Downtown Donut? City considers new parking approach for Block 7

Tom Giffey, photos by Andrea Paulseth |

Block 7, awaiting development.
Block 7, awaiting development.

Numerous plans have come and gone in recent years for the parcel of downtown Eau Claire known as Block 7, which has been a “temporary” parking lot for the better part of a decade. While apartments, offices, and even a large parking garage have filled in around it, proposals for Block 7 have repeatedly failed to materialize. It’s not that the 1.6-acre block at the southwest corner of North Barstow and Wisconsin streets is undesirable: In fact, plenty of developers have come up with intriguing ideas for the space. It’s that these plans have typically been hampered by that most mundane of urban problems: parking.

Several developers have considered making underground parking part of the site’s development, but found that the cost would be prohibitive. Aaron White, the city’s economic development manager, noted that while flat asphalt parking costs an estimated $10,000 per stall and vertical parking structures cost $24,000 per stall, underground parking costs a whopping $40,000 per parking space. A plan submitted last September for Block 7 by Eau Claire-based Commonweal Development included an underground parking structure that would have cost about $4 million, White noted. That’s roughly double the amount of tax increment financing the city is willing to devote to incentivizing parking on the site.

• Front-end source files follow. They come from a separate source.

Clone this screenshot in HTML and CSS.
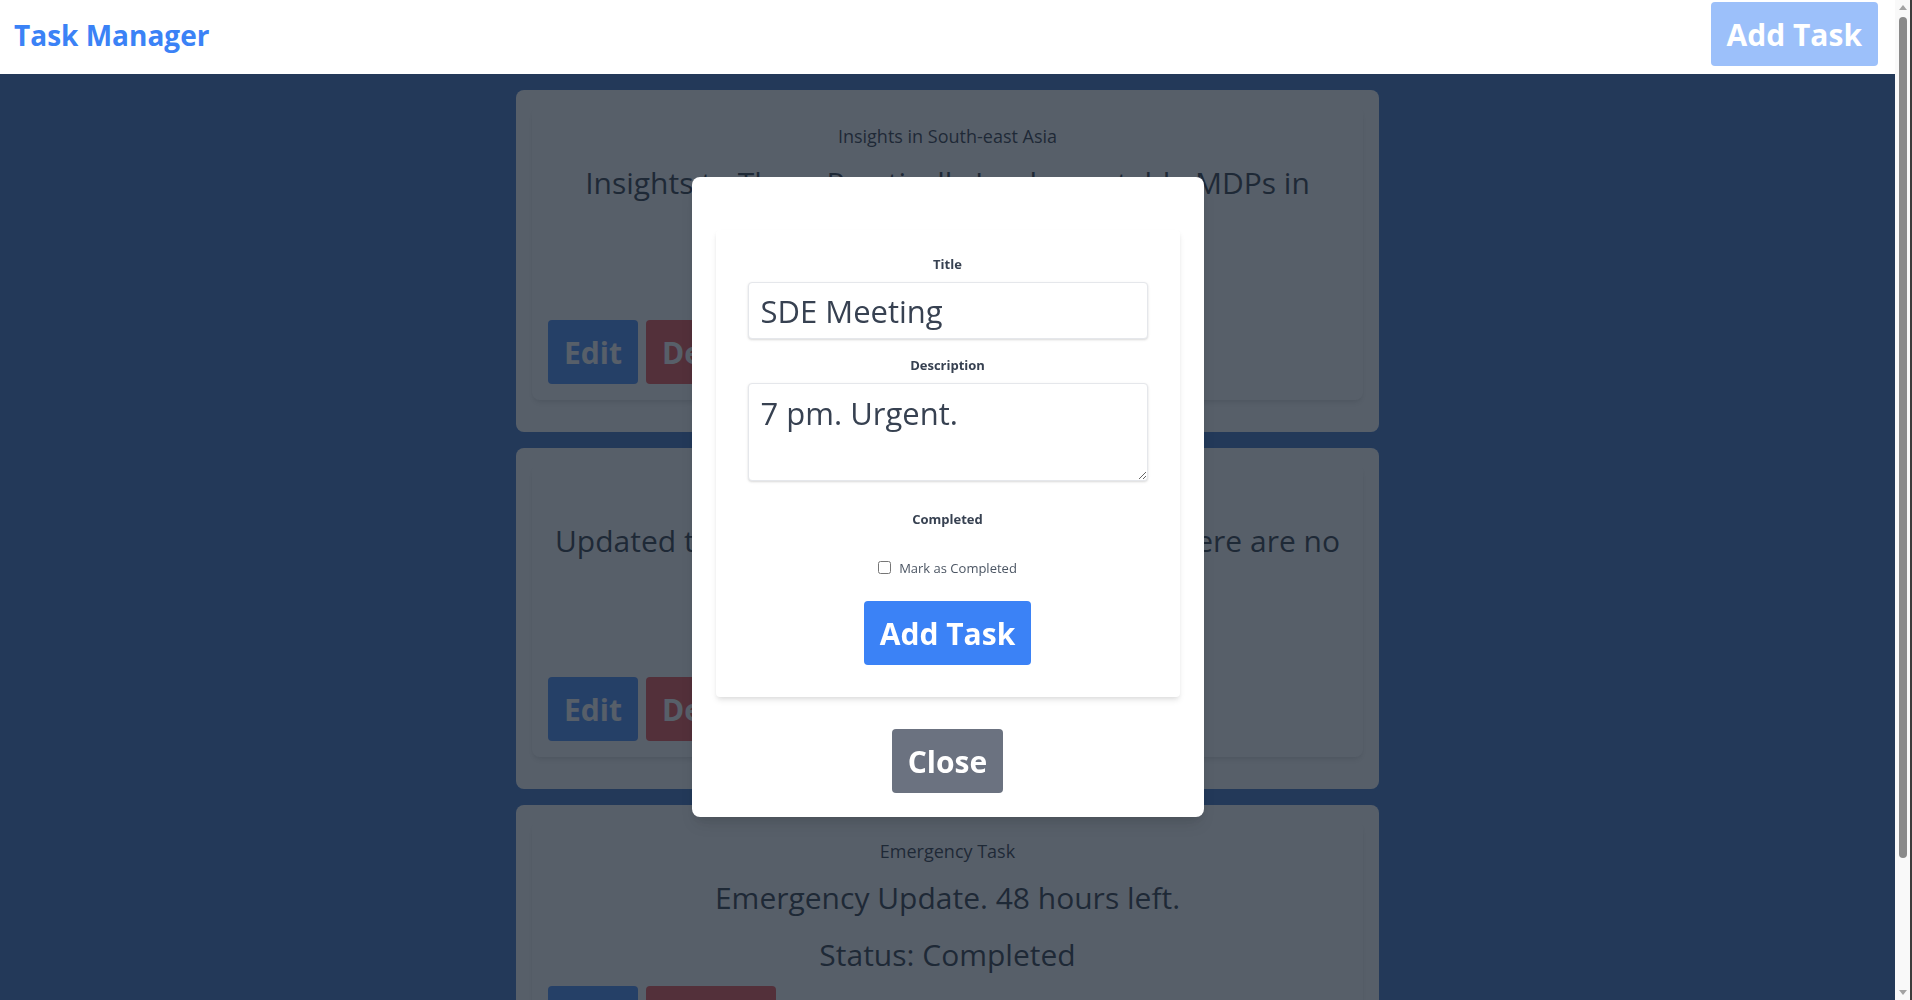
FILE: index.html
```html
<!DOCTYPE html>
<html lang="en">
<head>
<meta charset="utf-8">
<title>Task Manager</title>
<link rel="stylesheet" href="styles.css">
</head>
<body>
<header class="topbar">
  <h1 class="brand">Task Manager</h1>
  <button class="btn btn-primary btn-faded" type="button">Add Task</button>
</header>

<main class="tasks">
  <article class="task">
    <div class="task-body">
      <h2 class="task-title">Insights in South-east Asia</h2>
      <p class="task-desc">Insights to Three Practically Implementable MDPs in Southeast Asia.</p>
      <p class="task-status">Status: Pending</p>
      <div class="task-actions">
        <button class="btn btn-primary" type="button">Edit</button>
        <button class="btn btn-danger" type="button">Delete</button>
      </div>
    </div>
  </article>

  <article class="task">
    <div class="task-body">
      <h2 class="task-title">Project Update</h2>
      <p class="task-desc">Updated the client about the new deadline; there are no further changes.</p>
      <p class="task-status">Status: Pending</p>
      <div class="task-actions">
        <button class="btn btn-primary" type="button">Edit</button>
        <button class="btn btn-danger" type="button">Delete</button>
      </div>
    </div>
  </article>

  <article class="task">
    <div class="task-body">
      <h2 class="task-title">Emergency Task</h2>
      <p class="task-desc">Emergency Update. 48 hours left.</p>
      <p class="task-status">Status: Completed</p>
      <div class="task-actions">
        <button class="btn btn-primary" type="button">Edit</button>
        <button class="btn btn-danger" type="button">Delete</button>
      </div>
    </div>
  </article>
</main>

<div class="overlay">
  <div class="modal">
    <form class="task-form">
      <label class="field-label" for="title">Title</label>
      <input class="field-input" id="title" type="text" value="SDE Meeting">
      <label class="field-label" for="desc">Description</label>
      <textarea class="field-input field-area" id="desc" rows="2">7 pm. Urgent.</textarea>
      <span class="field-label">Completed</span>
      <label class="check-row"><input class="check" type="checkbox"> Mark as Completed</label>
      <button class="btn btn-primary" type="button">Add Task</button>
    </form>
    <div class="modal-foot">
      <button class="btn btn-muted" type="button">Close</button>
    </div>
  </div>
</div>

<div class="scrollbar" aria-hidden="true">
  <span class="sb-arrow sb-up"></span>
  <span class="sb-track"><span class="sb-thumb"></span></span>
  <span class="sb-arrow sb-down"></span>
</div>
</body>
</html>
```

FILE: styles.css
```css
html, body {
  margin: 0;
}
body {
  font-family: "Open Sans", "Noto Sans", sans-serif;
  background: #3069bf;
  color: #1f2937;
  padding-right: 17px;
}

.topbar {
  position: relative;
  z-index: 60;
  height: 74px;
  box-sizing: border-box;
  background: #ffffff;
  display: flex;
  justify-content: space-between;
  align-items: flex-start;
  padding: 2px 17px 0 14px;
}
.brand {
  margin: 11px 0 0;
  font-size: 28px;
  line-height: 45px;
  font-weight: 700;
  color: #3b82f6;
}

.btn {
  font-family: inherit;
  font-size: 30px;
  font-weight: 700;
  line-height: 48px;
  padding: 9px 16px 7px;
  border: 0;
  border-radius: 4px;
  color: #ffffff;
  cursor: pointer;
}
.btn-primary { background: #3b82f6; }
.btn-faded { opacity: 0.5; }
.btn-danger { background: #ef4444; }
.btn-muted { background: #6b7280; }

.tasks {
  width: 863px;
  margin: 0 auto;
  padding: 16px 0 40px;
  display: flex;
  flex-direction: column;
  gap: 16px;
}
.task {
  background: #ffffff;
  border-radius: 8px;
  padding: 16px 16px 32px;
}
.task-body {
  background: #ffffff;
  border-radius: 8px;
  box-shadow: 0 4px 6px -1px rgba(0,0,0,0.1), 0 2px 4px -1px rgba(0,0,0,0.06);
  padding: 16px;
  text-align: center;
}
.task-title {
  margin: 0;
  font-size: 18px;
  line-height: 29.25px;
  font-weight: 400;
}
.task-desc,
.task-status {
  margin: 8px 0 0;
  font-size: 30px;
  line-height: 48.75px;
}
.task-actions {
  margin-top: 6px;
  display: flex;
  gap: 8px;
}

.overlay {
  position: fixed;
  top: 0;
  left: 0;
  bottom: 0;
  right: 17px;
  z-index: 50;
  background: rgba(31, 41, 55, 0.75);
  display: flex;
  align-items: center;
  justify-content: center;
}
.modal {
  width: 512px;
  box-sizing: border-box;
  margin-bottom: 7px;
  background: #ffffff;
  border-radius: 8px;
  padding: 53px 24px 24px;
  box-shadow: 0 10px 15px -3px rgba(0,0,0,0.1), 0 4px 6px -2px rgba(0,0,0,0.05);
}
.task-form {
  background: #ffffff;
  border-radius: 4px;
  box-shadow: 0 4px 6px -1px rgba(0,0,0,0.1), 0 2px 4px -1px rgba(0,0,0,0.06);
  padding: 24px 32px 32px;
  text-align: center;
}
.field-label {
  display: block;
  font-size: 13px;
  line-height: 20px;
  font-weight: 700;
  color: #374151;
  margin-bottom: 8px;
}
.field-input {
  display: block;
  width: 100%;
  box-sizing: border-box;
  margin: 0 0 16px;
  padding: 9px 12px 7px;
  border: 1px solid #e5e7eb;
  border-radius: 4px;
  box-shadow: 0 1px 3px 0 rgba(0,0,0,0.1), 0 1px 2px 0 rgba(0,0,0,0.06);
  font-family: inherit;
  font-size: 31px;
  line-height: 39px;
  color: #374151;
  background: #ffffff;
  text-align: left;
}
.field-area {
  height: 98px;
  line-height: 40px;
  margin-bottom: 28px;
  resize: vertical;
}
.check-row {
  display: flex;
  justify-content: center;
  align-items: center;
  gap: 8px;
  margin: 29px 0 23px;
  font-size: 13px;
  line-height: 20px;
  color: #4b5563;
}
.check {
  width: 13px;
  height: 13px;
  margin: 0;
}
.modal-foot {
  margin-top: 32px;
  text-align: center;
}

/* window scrollbar */
.scrollbar {
  position: fixed;
  top: 0;
  right: 0;
  bottom: 0;
  width: 15px;
  z-index: 70;
  background: #f9f9f9;
  border-right: 2px solid #3c3c3c;
  display: flex;
  flex-direction: column;
  align-items: center;
}
.sb-arrow {
  width: 0;
  height: 0;
  border-left: 4px solid transparent;
  border-right: 4px solid transparent;
  flex: none;
}
.sb-up {
  margin-top: 5px;
  border-bottom: 5px solid #a3a3a3;
}
.sb-down {
  margin-bottom: 5px;
  border-top: 5px solid #a3a3a3;
}
.sb-track {
  flex: 1;
  width: 100%;
  display: flex;
  justify-content: center;
  padding: 7px 0 132px;
  box-sizing: border-box;
}
.sb-thumb {
  width: 8px;
  border-radius: 4px;
  background: #8a8a8a;
}
```
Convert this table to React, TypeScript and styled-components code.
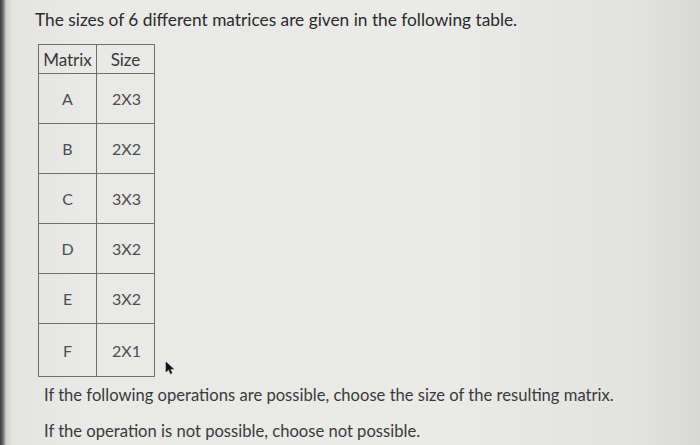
import { createGlobalStyle, styled } from "styled-components";

const MATRICES = [
  { name: "A", size: "2X3" },
  { name: "B", size: "2X2" },
  { name: "C", size: "3X3" },
  { name: "D", size: "3X2" },
  { name: "E", size: "3X2" },
  { name: "F", size: "2X1" },
];

const GlobalStyle = createGlobalStyle`
  html, body {
    margin: 0;
    padding: 0;
  }
  body {
    width: 700px;
    height: 445px;
    overflow: hidden;
    font-family: Lato, "Open Sans", "Liberation Sans", sans-serif;
  }
`;

export default function App() {
  return (
    <>
      <GlobalStyle />
      <Screen>
        <Title>The sizes of 6 different matrices are given in the following table.</Title>
        <SizeTable>
          <thead>
            <tr>
              <HeadCell>Matrix</HeadCell>
              <HeadCell>Size</HeadCell>
            </tr>
          </thead>
          <tbody>
            {MATRICES.map((m, i) => (
              <Row key={m.name} $last={i === MATRICES.length - 1}>
                <Cell>{m.name}</Cell>
                <Cell $shift>{m.size}</Cell>
              </Row>
            ))}
          </tbody>
        </SizeTable>
        <Prompt>
          <p>If the following operations are possible, choose the size of the resulting matrix.</p>
          <p>If the operation is not possible, choose not possible.</p>
        </Prompt>
        <Pointer viewBox="0 0 10 14" width="10" height="14">
          <path d="M1 1 L1 11 L3.6 8.6 L5.6 12.8 L7 12.1 L5.1 8 L8.6 8 Z" fill="#111" stroke="#222" strokeWidth="0.6" />
        </Pointer>
      </Screen>
    </>
  );
}

const Screen = styled.main`
  position: relative;
  box-sizing: border-box;
  width: 700px;
  height: 445px;
  padding: 9px 0 0 35px;
  background: linear-gradient(
    90deg,
    #3a3a3a 0px,
    #6b6b6a 3px,
    #cfcfcd 6px,
    #e4e4e2 12px,
    #e9e9e7 80px,
    #eaeae8 450px,
    #e2e2df 640px,
    #d8d8d4 700px
  );
`;

const Title = styled.h1`
  margin: 0 0 13px;
  font-size: 17.3px;
  line-height: 22px;
  font-weight: 400;
  color: #2a2a2a;
`;

const SizeTable = styled.table`
  margin-left: 3px;
  border-collapse: collapse;
  table-layout: fixed;
  color: #4e4e4e;
`;

const HeadCell = styled.th`
  width: 57px;
  height: 28px;
  padding: 0;
  border: 1px solid #6e6e6e;
  font-size: 17px;
  font-weight: 400;
  color: #383838;
  text-align: center;
`;

const Row = styled.tr<{ $last?: boolean }>`
  height: ${({ $last }) => ($last ? "53px" : "50px")};
`;

const Cell = styled.td<{ $shift?: boolean }>`
  padding: 0 0 0 ${({ $shift }) => ($shift ? "2px" : "0")};
  border: 1px solid #6e6e6e;
  font-size: 16px;
  text-align: center;
  vertical-align: middle;
`;

const Prompt = styled.section`
  padding-left: 9px;
  color: #3a3a3a;
  font-size: 16.6px;
  line-height: 36px;

  p {
    margin: 0;
  }
`;

const Pointer = styled.svg`
  position: absolute;
  left: 165px;
  top: 361px;
`;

Now, the city’s Redevelopment Authority, which owns Block 7, is pushing for a solution that hasn’t yet been tried in Eau Claire. “We’re taking the stance where we’re looking at parking differently,” White said. Specifically, the RDA is exploring the idea of a parking facility with a building wrapped around it, a style dubbed the “Texas donut” because it has frequently been used in fast-growing cities in Texas and other Southern states. In a typical Texas donut, a parking structure is shielded from view on all sides by a multistory apartment building.

The RDA’s board voted in late February to hire a consultant to develop recommendations on how to build a Texas donut-style structure on Block 7. White explained that Block 7 isn’t actually big enough to accommodate a traditional Texas donut, but the wrap-around style could be adapted for the site. (“Texas croissant,” anyone?) A consultant is expected to be hired in the coming weeks to produce rough plans that will, in turn, be sent to developers who’ve expressed interest in Block 7 in the past.

“I think we can get to a point where we can find a developer who says, ‘Yeah, that’s something that’s within our wheelhouse,’ and we can partner up and do that kind of development,” White said.

Meanwhile, a project on the so-called “liner site” just south of Block 7 is moving forward. The RDA board has signed memorandums of understanding with the Children’s Museum of Eau Claire and Monarch Ventures, a private developer, who intend to build on the 0.6-acre parcel. Monarch is expected to break ground on its portion of the project, which would include a restaurant and other commercial space, in the coming months.